To meet these obligations, airlines rely on two primary pathways. The first is CORSIA Eligible Fuels (CEF), which focuses on reducing emissions at the source through the adoption of sustainable aviation fuel. The second is CORSIA Eligible Emissions Units (EEUs), which involve purchasing high-quality carbon credits to offset any remaining emissions gap. Together, these two pillars form the backbone of compliance.

However, not all carbon credits qualify under CORSIA. To be used, a credit must meet the threshold of an Eligible Emissions Unit (EEU). These units are rigorously assessed by the Technical Advisory Body under ICAO, ensuring that only credits with strong environmental integrity are approved.

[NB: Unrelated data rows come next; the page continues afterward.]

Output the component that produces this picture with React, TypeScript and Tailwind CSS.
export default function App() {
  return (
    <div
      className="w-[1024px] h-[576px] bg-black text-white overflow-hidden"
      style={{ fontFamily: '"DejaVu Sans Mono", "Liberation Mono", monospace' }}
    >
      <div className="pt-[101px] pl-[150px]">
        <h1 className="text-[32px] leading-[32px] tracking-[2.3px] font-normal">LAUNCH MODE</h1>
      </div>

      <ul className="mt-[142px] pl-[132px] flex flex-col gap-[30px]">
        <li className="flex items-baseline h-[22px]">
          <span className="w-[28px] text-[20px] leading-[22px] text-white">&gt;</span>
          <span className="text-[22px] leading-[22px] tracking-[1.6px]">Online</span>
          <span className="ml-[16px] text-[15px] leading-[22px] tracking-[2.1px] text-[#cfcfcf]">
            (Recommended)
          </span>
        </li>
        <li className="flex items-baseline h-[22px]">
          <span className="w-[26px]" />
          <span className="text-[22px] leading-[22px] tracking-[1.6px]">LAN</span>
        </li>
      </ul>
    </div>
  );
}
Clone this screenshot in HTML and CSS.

This has led to a tightly controlled supply landscape, where only a limited number of carbon standards are authorized to issue credits for Phase 1. As of 2026, programs such as Gold Standard, Architecture for REDD+ Transactions (ART), and the American Carbon Registry (ACR) are among those permitted to supply CORSIA-eligible credits.

One of the most critical technical requirements shaping the market today is the corresponding adjustment requirement. Under Article 6 of the Paris Agreement, host countries must issue a Letter of Authorization (LOA) to prevent double-counting. This means that if an airline uses a carbon credit generated in a country such as Kenya, that country must adjust its national carbon accounting to ensure the same emissions reduction is not counted twice. Without this adjustment, the credit cannot be considered valid for CORSIA compliance.

Eligibility is also shaped by strict vintage rules. For Phase 1, credits must generally originate from projects whose first crediting period began after January 1, 2016, and must correspond to emissions reductions achieved between January 1, 2021, and December 31, 2026. These constraints further narrow the pool of available credits.

In 2026, the CORSIA market is tightening significantly. While more than 130 states are now participating, the supply of Phase 1-compliant credits remains limited. A major reason for this is the slow pace at which countries are establishing Article 6 frameworks and issuing Letters of Authorization, creating a bottleneck in the system.

At the same time, regulatory developments in key markets are adding new layers of complexity. A recent draft proposal from the European Commission has introduced uncertainty by suggesting stricter eligibility criteria for airlines operating within the European Union. This could potentially exclude certain forest conservation projects and place limits on specific clean cooking methodologies, reshaping demand for different types of credits.

Pricing dynamics are also evolving. New mechanisms such as conditional offtake agreements are emerging, allowing airlines to secure future credit supply that is expected to be formally tagged in registries by 2028. These instruments are becoming essential as companies seek to manage exposure to rising spot market prices in an increasingly constrained environment.

For project developers, the implications are clear. Environmental integrity is no longer optional. It is the defining currency of the carbon market. As ICAO evaluates new programs for the next compliance cycle, the focus is shifting toward transparency, methodological rigor, and credible corresponding adjustment pathways.

The window to position high-quality projects within this system is narrowing. Those who move early, align with evolving standards, and secure host country authorization will be best placed to capture value.

The time to act is now. The sky is no longer the limit. It is the baseline.